Syekh Syamsuddin ad-Dimyati rahimahullah adalah
seorang yang diberi kedudukan (tinggi) di hadapan para raja, juga dianugerahi
keyakinan, ilmu, dan kebaikan. Menurut Imam asy-Sya’rani, “Aku tidak pernah
melihat seorang ulama dari temannya yang seperti beliau. Pada suatu hari aku
melihatnya berada di antara dua raja dan masyarakat berdesakan untuk mencium
tangan Syekh Syamsuddin. Sedangkan untuk orang-orang yang tidak bisa sampai
kepadanya mereka membentangkan kain agar bisa bersentuhan dengan pakaian Syekh
Syamsuddin kemudian mencium kain tersebut sebagaimana jamaah haji melakukannya
saat di Ka’bah dan hal tersebut terjadi saat ia melewati kota Kairo.”
Kisah ini memberikan pelajaran bagi kita untuk selalu
beradab di hadapan guru kita, tidak peduli apakah ilmu yang diajarkan banyak
maupun sedikit.

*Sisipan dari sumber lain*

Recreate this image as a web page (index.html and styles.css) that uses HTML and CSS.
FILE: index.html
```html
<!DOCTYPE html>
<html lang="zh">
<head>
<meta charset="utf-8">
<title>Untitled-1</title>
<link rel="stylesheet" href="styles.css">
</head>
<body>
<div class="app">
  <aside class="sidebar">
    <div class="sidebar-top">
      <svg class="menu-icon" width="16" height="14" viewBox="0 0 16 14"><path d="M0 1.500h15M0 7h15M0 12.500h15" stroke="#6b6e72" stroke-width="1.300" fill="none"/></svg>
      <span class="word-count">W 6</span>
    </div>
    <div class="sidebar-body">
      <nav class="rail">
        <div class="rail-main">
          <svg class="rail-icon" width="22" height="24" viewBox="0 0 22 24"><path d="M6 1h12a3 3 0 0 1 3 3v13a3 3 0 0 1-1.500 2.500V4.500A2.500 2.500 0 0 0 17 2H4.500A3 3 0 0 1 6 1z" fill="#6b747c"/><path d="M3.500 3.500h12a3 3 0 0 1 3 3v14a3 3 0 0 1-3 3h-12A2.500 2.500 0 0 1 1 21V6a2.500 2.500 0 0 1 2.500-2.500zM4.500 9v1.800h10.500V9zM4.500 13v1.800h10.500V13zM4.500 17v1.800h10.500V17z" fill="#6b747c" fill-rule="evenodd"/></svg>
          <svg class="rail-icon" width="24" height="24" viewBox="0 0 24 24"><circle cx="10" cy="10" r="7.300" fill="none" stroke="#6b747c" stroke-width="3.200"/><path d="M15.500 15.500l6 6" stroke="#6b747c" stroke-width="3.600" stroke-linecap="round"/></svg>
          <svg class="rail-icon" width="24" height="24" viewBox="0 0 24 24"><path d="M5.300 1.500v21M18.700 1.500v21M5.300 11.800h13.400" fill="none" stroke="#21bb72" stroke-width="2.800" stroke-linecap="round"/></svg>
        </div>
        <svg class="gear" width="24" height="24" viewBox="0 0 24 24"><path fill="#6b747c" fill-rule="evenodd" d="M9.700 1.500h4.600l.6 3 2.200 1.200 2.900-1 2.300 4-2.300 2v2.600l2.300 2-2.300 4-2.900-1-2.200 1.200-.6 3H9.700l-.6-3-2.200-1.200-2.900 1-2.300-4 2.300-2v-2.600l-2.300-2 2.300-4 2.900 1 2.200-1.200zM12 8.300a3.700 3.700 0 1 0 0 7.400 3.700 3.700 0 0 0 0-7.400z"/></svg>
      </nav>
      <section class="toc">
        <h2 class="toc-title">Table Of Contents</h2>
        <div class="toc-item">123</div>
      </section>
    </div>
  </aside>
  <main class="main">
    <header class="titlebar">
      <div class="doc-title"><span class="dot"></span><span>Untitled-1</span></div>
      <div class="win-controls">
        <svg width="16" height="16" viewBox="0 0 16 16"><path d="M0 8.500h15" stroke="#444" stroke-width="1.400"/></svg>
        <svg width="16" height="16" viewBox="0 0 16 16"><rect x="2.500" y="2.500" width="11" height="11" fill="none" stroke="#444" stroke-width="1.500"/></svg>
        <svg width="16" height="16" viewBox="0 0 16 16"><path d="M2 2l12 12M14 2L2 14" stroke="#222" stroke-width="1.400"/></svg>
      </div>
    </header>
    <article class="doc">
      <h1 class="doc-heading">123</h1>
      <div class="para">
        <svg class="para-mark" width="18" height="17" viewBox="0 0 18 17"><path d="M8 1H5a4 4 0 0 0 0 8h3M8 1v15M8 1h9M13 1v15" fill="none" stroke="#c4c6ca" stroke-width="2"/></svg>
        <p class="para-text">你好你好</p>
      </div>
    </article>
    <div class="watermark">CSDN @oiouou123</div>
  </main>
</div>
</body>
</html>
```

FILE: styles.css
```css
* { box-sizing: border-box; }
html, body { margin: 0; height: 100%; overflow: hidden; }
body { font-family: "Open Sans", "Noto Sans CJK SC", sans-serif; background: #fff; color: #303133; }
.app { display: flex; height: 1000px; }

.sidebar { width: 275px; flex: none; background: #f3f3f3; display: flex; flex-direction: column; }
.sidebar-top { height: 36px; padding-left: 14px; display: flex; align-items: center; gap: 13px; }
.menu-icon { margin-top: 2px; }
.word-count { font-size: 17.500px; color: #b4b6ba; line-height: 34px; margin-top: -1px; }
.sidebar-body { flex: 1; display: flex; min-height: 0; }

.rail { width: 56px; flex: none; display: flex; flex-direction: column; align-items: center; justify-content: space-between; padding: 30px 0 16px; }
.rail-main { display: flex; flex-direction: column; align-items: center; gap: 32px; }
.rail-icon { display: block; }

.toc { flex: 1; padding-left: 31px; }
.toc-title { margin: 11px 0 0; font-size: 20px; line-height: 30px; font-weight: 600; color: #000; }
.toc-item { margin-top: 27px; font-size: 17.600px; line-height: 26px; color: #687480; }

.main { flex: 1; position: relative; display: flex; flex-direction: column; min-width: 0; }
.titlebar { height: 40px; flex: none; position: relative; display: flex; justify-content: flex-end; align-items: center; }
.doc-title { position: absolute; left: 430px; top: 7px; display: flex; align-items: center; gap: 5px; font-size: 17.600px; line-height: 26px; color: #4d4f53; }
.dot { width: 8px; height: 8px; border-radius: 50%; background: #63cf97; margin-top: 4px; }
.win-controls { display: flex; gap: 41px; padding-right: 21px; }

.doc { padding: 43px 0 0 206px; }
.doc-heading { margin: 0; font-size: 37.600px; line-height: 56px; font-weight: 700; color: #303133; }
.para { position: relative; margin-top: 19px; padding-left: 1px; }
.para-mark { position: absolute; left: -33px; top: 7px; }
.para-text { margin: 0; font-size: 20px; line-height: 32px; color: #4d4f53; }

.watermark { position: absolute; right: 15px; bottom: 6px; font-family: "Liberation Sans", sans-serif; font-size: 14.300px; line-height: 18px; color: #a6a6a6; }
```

Dengan penuh adab maka seorang penuntut ilmu akan mendapatkan
keberkahan dan manfaat di dunia dan akhirat (M. Abdullah Charis, 2022: 42-43). Selamat
Memperingati Hari Pendidikan Nasional (2 Mei 2023). Maju dan Jayalah Pendidikan
Indonesia!
Sumber Bacaan:
Al Arifin,
Akhmad Hidayatullah. “Implementasi Pendidikan Multikultural Dalam Praksis Pendidikan
di Indonesia”, Jurnal Pembangunan Pendidikan: Fondasi dan Aplikasi, Vol
1, No (2012): 73.
Al-Attas,
Syed Muhammad Naquib. 1979. Aims and Objectives of Islamic Education,
Jeddah: King Abdul Aziz University.
____________________________
. 2001. Risalah untuk Kaum Muslimin, Kuala Lumpur: ISTAC.
Charis, M.
Abdullah. 2022. Kisah-Kisah Inspiratif Pembentuk Karakter; Mereformasi Diri
Menuju Keluhuran Akhlak, Cetakan II, Malang: Ellisan.
Husaini, Adian. 2023. Pendidikan Islam; Mewujudkan Generasi Gemilang Menuju Negara Adidaya 2045 (Kompilasi Pemikiran Pendidikan), Cetakan V, Jawa Barat: Yayasan Pendidikan Islam At-Taqwa Depok.
Pettalongi, Sagaf. S. “Islam dan Pendidikan Humanis Dalam Resolusi Konflik Sosial”, Cakrawala Pendidikan,No 2 (2013): 177.